In the background of the latest round of Balkan-related diplomacy, however, is something new. At the just-concluded meeting of the Conference on Security and Cooperation in Europe, Russian Foreign Minister Andrei Kozyrev shocked his hearers by saying, “The present government of Serbia can count on the support of Great Russia.” Kozyrev’s speech was a bravura display of political irony. Its point was that a “creeping coup” by the Russian right wing could return the West, including the Balkans, to a state of Cold War.

Historically, “Great Russia” and renascent Serbia were allies. After a Russian victory in one of the several Russo-Turkish wars, Serbia emerged in 1829 from 300 years as a province of the Ottoman Empire. The Russians and the Serbs write in the same script and practice the same Eastern Orthodox Christianity. Slobodan Milosevic is the one communist head of state not overthrown in Europe’s 1989 turning of the historical page. Where better than here, the Russian right might reason, to start turning the page back?

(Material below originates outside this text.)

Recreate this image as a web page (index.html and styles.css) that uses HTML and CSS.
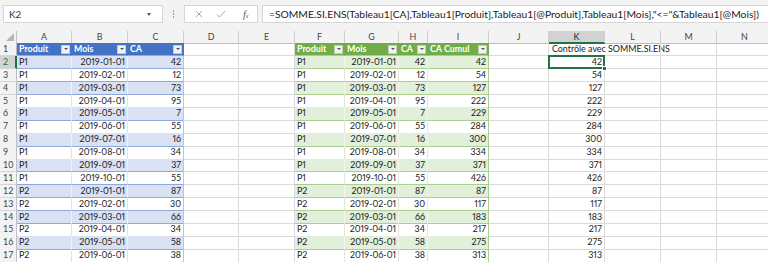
FILE: index.html
```html
<!DOCTYPE html>
<html lang="fr">
<head>
<meta charset="utf-8">
<title>Excel</title>
<link rel="stylesheet" href="styles.css">
</head>
<body>
<div class="top">
  <div class="namebox"><span>K2</span><span class="tri"></span></div>
  <div class="dots"><i></i><i></i><i></i></div>
  <div class="fxbox">
    <svg class="ic" width="8" height="8" viewBox="0 0 8 8"><path d="M1 1L7 7M7 1L1 7" stroke="#a6a6a6" stroke-width="1" fill="none"/></svg>
    <svg class="ic" width="10" height="8" viewBox="0 0 10 8"><path d="M1 4.5L3.5 7L9 1" stroke="#a6a6a6" stroke-width="1" fill="none"/></svg>
    <span class="fx">f<small>x</small></span>
  </div>
  <div class="formula">=SOMME.SI.ENS(Tableau1[CA],Tableau1[Produit],Tableau1[@Produit],Tableau1[Mois],"&lt;="&amp;Tableau1[@Mois])</div>
</div>
<div class="sheet">
  <div class="r colh">
    <div class="corner"><svg width="8" height="8" viewBox="0 0 8 8"><path d="M8 0V8H0Z" fill="#b7b7b7"/></svg></div>
    <div class="ch">A</div><div class="ch">B</div><div class="ch">C</div><div class="ch">D</div><div class="ch">E</div><div class="ch">F</div><div class="ch">G</div><div class="ch">H</div><div class="ch">I</div><div class="ch">J</div><div class="ch sel">K</div><div class="ch">L</div><div class="ch">M</div><div class="ch">N</div>
  </div>
  <div class="r">
    <div class="h">1</div>
    <div class="c hb">Produit<span class="dd"></span></div><div class="c hb">Mois<span class="dd"></span></div><div class="c hb">CA<span class="dd"></span></div>
    <div class="c"></div><div class="c"></div>
    <div class="c hg">Produit<span class="dd"></span></div><div class="c hg">Mois<span class="dd"></span></div><div class="c hg">CA<span class="dd"></span></div><div class="c hg">CA Cumul<span class="dd"></span></div>
    <div class="c"></div><div class="c over">Contrôle avec SOMME.SI.ENS</div><div class="c"></div><div class="c"></div><div class="c"></div>
  </div>
  <div class="r">
    <div class="h hsel">2</div>
    <div class="c a s">P1</div><div class="c a s n">2019-01-01</div><div class="c a s n e">42</div>
    <div class="c"></div><div class="c"></div>
    <div class="c g s">P1</div><div class="c g s n">2019-01-01</div><div class="c g s n">42</div><div class="c g s n e">42</div>
    <div class="c"></div><div class="c n active">42<span class="handle"></span></div><div class="c"></div><div class="c"></div><div class="c"></div>
  </div>
  <div class="r">
    <div class="h">3</div>
    <div class="c a">P1</div><div class="c a n">2019-02-01</div><div class="c a n e">12</div>
    <div class="c"></div><div class="c"></div>
    <div class="c g">P1</div><div class="c g n">2019-02-01</div><div class="c g n">12</div><div class="c g n e">54</div>
    <div class="c"></div><div class="c n">54</div><div class="c"></div><div class="c"></div><div class="c"></div>
  </div>
  <div class="r">
    <div class="h">4</div>
    <div class="c a s">P1</div><div class="c a s n">2019-03-01</div><div class="c a s n e">73</div>
    <div class="c"></div><div class="c"></div>
    <div class="c g s">P1</div><div class="c g s n">2019-03-01</div><div class="c g s n">73</div><div class="c g s n e">127</div>
    <div class="c"></div><div class="c n">127</div><div class="c"></div><div class="c"></div><div class="c"></div>
  </div>
  <div class="r">
    <div class="h">5</div>
    <div class="c a">P1</div><div class="c a n">2019-04-01</div><div class="c a n e">95</div>
    <div class="c"></div><div class="c"></div>
    <div class="c g">P1</div><div class="c g n">2019-04-01</div><div class="c g n">95</div><div class="c g n e">222</div>
    <div class="c"></div><div class="c n">222</div><div class="c"></div><div class="c"></div><div class="c"></div>
  </div>
  <div class="r">
    <div class="h">6</div>
    <div class="c a s">P1</div><div class="c a s n">2019-05-01</div><div class="c a s n e">7</div>
    <div class="c"></div><div class="c"></div>
    <div class="c g s">P1</div><div class="c g s n">2019-05-01</div><div class="c g s n">7</div><div class="c g s n e">229</div>
    <div class="c"></div><div class="c n">229</div><div class="c"></div><div class="c"></div><div class="c"></div>
  </div>
  <div class="r">
    <div class="h">7</div>
    <div class="c a">P1</div><div class="c a n">2019-06-01</div><div class="c a n e">55</div>
    <div class="c"></div><div class="c"></div>
    <div class="c g">P1</div><div class="c g n">2019-06-01</div><div class="c g n">55</div><div class="c g n e">284</div>
    <div class="c"></div><div class="c n">284</div><div class="c"></div><div class="c"></div><div class="c"></div>
  </div>
  <div class="r">
    <div class="h">8</div>
    <div class="c a s">P1</div><div class="c a s n">2019-07-01</div><div class="c a s n e">16</div>
    <div class="c"></div><div class="c"></div>
    <div class="c g s">P1</div><div class="c g s n">2019-07-01</div><div class="c g s n">16</div><div class="c g s n e">300</div>
    <div class="c"></div><div class="c n">300</div><div class="c"></div><div class="c"></div><div class="c"></div>
  </div>
  <div class="r">
    <div class="h">9</div>
    <div class="c a">P1</div><div class="c a n">2019-08-01</div><div class="c a n e">34</div>
    <div class="c"></div><div class="c"></div>
    <div class="c g">P1</div><div class="c g n">2019-08-01</div><div class="c g n">34</div><div class="c g n e">334</div>
    <div class="c"></div><div class="c n">334</div><div class="c"></div><div class="c"></div><div class="c"></div>
  </div>
  <div class="r">
    <div class="h">10</div>
    <div class="c a s">P1</div><div class="c a s n">2019-09-01</div><div class="c a s n e">37</div>
    <div class="c"></div><div class="c"></div>
    <div class="c g s">P1</div><div class="c g s n">2019-09-01</div><div class="c g s n">37</div><div class="c g s n e">371</div>
    <div class="c"></div><div class="c n">371</div><div class="c"></div><div class="c"></div><div class="c"></div>
  </div>
  <div class="r">
    <div class="h">11</div>
    <div class="c a">P1</div><div class="c a n">2019-10-01</div><div class="c a n e">55</div>
    <div class="c"></div><div class="c"></div>
    <div class="c g">P1</div><div class="c g n">2019-10-01</div><div class="c g n">55</div><div class="c g n e">426</div>
    <div class="c"></div><div class="c n">426</div><div class="c"></div><div class="c"></div><div class="c"></div>
  </div>
  <div class="r">
    <div class="h">12</div>
    <div class="c a s">P2</div><div class="c a s n">2019-01-01</div><div class="c a s n e">87</div>
    <div class="c"></div><div class="c"></div>
    <div class="c g s">P2</div><div class="c g s n">2019-01-01</div><div class="c g s n">87</div><div class="c g s n e">87</div>
    <div class="c"></div><div class="c n">87</div><div class="c"></div><div class="c"></div><div class="c"></div>
  </div>
  <div class="r">
    <div class="h">13</div>
    <div class="c a">P2</div><div class="c a n">2019-02-01</div><div class="c a n e">30</div>
    <div class="c"></div><div class="c"></div>
    <div class="c g">P2</div><div class="c g n">2019-02-01</div><div class="c g n">30</div><div class="c g n e">117</div>
    <div class="c"></div><div class="c n">117</div><div class="c"></div><div class="c"></div><div class="c"></div>
  </div>
  <div class="r">
    <div class="h">14</div>
    <div class="c a s">P2</div><div class="c a s n">2019-03-01</div><div class="c a s n e">66</div>
    <div class="c"></div><div class="c"></div>
    <div class="c g s">P2</div><div class="c g s n">2019-03-01</div><div class="c g s n">66</div><div class="c g s n e">183</div>
    <div class="c"></div><div class="c n">183</div><div class="c"></div><div class="c"></div><div class="c"></div>
  </div>
  <div class="r">
    <div class="h">15</div>
    <div class="c a">P2</div><div class="c a n">2019-04-01</div><div class="c a n e">34</div>
    <div class="c"></div><div class="c"></div>
    <div class="c g">P2</div><div class="c g n">2019-04-01</div><div class="c g n">34</div><div class="c g n e">217</div>
    <div class="c"></div><div class="c n">217</div><div class="c"></div><div class="c"></div><div class="c"></div>
  </div>
  <div class="r">
    <div class="h">16</div>
    <div class="c a s">P2</div><div class="c a s n">2019-05-01</div><div class="c a s n e">58</div>
    <div class="c"></div><div class="c"></div>
    <div class="c g s">P2</div><div class="c g s n">2019-05-01</div><div class="c g s n">58</div><div class="c g s n e">275</div>
    <div class="c"></div><div class="c n">275</div><div class="c"></div><div class="c"></div><div class="c"></div>
  </div>
  <div class="r">
    <div class="h">17</div>
    <div class="c a">P2</div><div class="c a n">2019-06-01</div><div class="c a n e">38</div>
    <div class="c"></div><div class="c"></div>
    <div class="c g">P2</div><div class="c g n">2019-06-01</div><div class="c g n">38</div><div class="c g n e">313</div>
    <div class="c"></div><div class="c n">313</div><div class="c"></div><div class="c"></div><div class="c"></div>
  </div>
</div>
</body>
</html>
```
FILE: styles.css
```css
* { box-sizing: border-box; }
html, body { margin: 0; padding: 0; }
body {
  width: 768px;
  height: 262px;
  overflow: hidden;
  background: #fff;
  font-family: Lato, "Liberation Sans", sans-serif;
  font-size: 8.9px;
  color: #1a1a1a;
}
.top {
  height: 31px;
  background: #f3f3f3;
  display: flex;
  align-items: flex-start;
  padding-top: 5px;
}
.namebox {
  margin-left: 3px;
  width: 160px;
  height: 18px;
  background: #fff;
  border: 1px solid #d6d6d6;
  display: flex;
  align-items: center;
  justify-content: space-between;
  padding: 0 11px 0 5px;
  font-size: 9.8px;
  color: #333;
}
.tri {
  width: 0; height: 0;
  border-left: 2.5px solid transparent;
  border-right: 2.5px solid transparent;
  border-top: 3px solid #555;
}
.dots {
  width: 21px;
  height: 18px;
  display: flex;
  flex-direction: column;
  align-items: center;
  justify-content: center;
  gap: 1.5px;
}
.dots i { width: 1.5px; height: 1.5px; background: #9a9a9a; display: block; }
.fxbox {
  width: 74px;
  height: 18px;
  background: #fff;
  border: 1px solid #d6d6d6;
  display: flex;
  align-items: center;
  padding-left: 10px;
  gap: 13px;
}
.fx { font-family: "Liberation Serif", serif; font-style: italic; font-size: 10px; color: #555; margin-left: 4px; }
.fx small { font-size: 6px; }
.formula {
  flex: 1;
  margin-left: 4px;
  height: 18px;
  background: #fff;
  border: 1px solid #d6d6d6;
  border-right: none;
  padding-left: 6px;
  line-height: 16px;
  font-size: 10.3px;
  white-space: nowrap;
  overflow: hidden;
  color: #1a1a1a;
}
.sheet { width: 780px; }
.r {
  display: grid;
  grid-template-columns: 17px 55px 56px 56px 55px 56px 50px 54px 29px 61px 60px 56px 56px 56px 56px;
  height: 12.9px;
}
.colh { height: 12px; background: #f3f3f3; }
.corner {
  border-right: 1px solid #c6c6c6;
  border-bottom: 1px solid #bdbdbd;
  display: flex;
  align-items: flex-end;
  justify-content: flex-end;
  padding: 0 2px 2px 0;
}
.ch {
  border-right: 1px solid #d0d0d0;
  border-bottom: 1px solid #bdbdbd;
  text-align: center;
  line-height: 11px;
  color: #444;
}
.ch.sel { background: #d2d2d2; border-bottom: 2px solid #217346; color: #262626; }
.h {
  background: #f3f3f3;
  border-right: 1px solid #bdbdbd;
  border-bottom: 1px solid #d6d6d6;
  padding-left: 3px;
  line-height: 12px;
  color: #444;
}
.h.hsel { background: #d2d2d2; border-right: 2px solid #217346; color: #217346; }
.c {
  border-right: 1px solid #dadada;
  border-bottom: 1px solid #dadada;
  padding: 0 2px;
  line-height: 12.4px;
  white-space: nowrap;
  font-variant-numeric: proportional-nums;
}
.n { text-align: right; }
.hb, .hg {
  color: #fff;
  font-weight: bold;
  display: flex;
  align-items: center;
  justify-content: space-between;
  padding: 0 1px 0 2px;
}
.hb { background: #4472c4; border-color: #4472c4; border-bottom-color: #8ea9db; }
.hg { background: #70ad47; border-color: #70ad47; border-bottom-color: #a9d08e; }
.dd {
  width: 9px;
  height: 9px;
  background: #f2f2f2;
  border: 1px solid #c9c9c9;
  flex: none;
  display: flex;
  align-items: center;
  justify-content: center;
}
.dd::after {
  content: "";
  border-left: 2px solid transparent;
  border-right: 2px solid transparent;
  border-top: 2.5px solid #555;
}
.a { border-bottom-color: #8ea9db; border-right-color: #dde3f1; }
.a.s { background: #d9e1f2; border-right-color: #eef1f9; }
.a.e { border-right-color: #b4c6e7; }
.g { border-bottom-color: #a9d08e; border-right-color: #dfe8d8; }
.g.s { background: #e2efda; border-right-color: #f1f7ed; }
.g.e { border-right-color: #a9d08e; }
.over { overflow: visible; border-right-color: transparent; padding-left: 3px; }
.active { position: relative; }
.active::before {
  content: "";
  position: absolute;
  left: -1px; top: -1px; right: -1px; bottom: -1px;
  border: 2px solid #217346;
}
.handle {
  position: absolute;
  right: -3px;
  bottom: -3px;
  width: 5px;
  height: 5px;
  background: #217346;
  border: 1px solid #fff;
}
```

But the proper response to Kozyrev’s alarum is to rally round the Russian liberals, not to shrink before the prospect of a link between the Russian conservatives and the Serbs. The Russian reformers, like Bosnia-Herzegovina, need more than Western talk to survive. But the right kind of message ringing in “Great Russian” ears, like the right kind ringing in “Greater Serbian” ears, is nonetheless a necessary first step.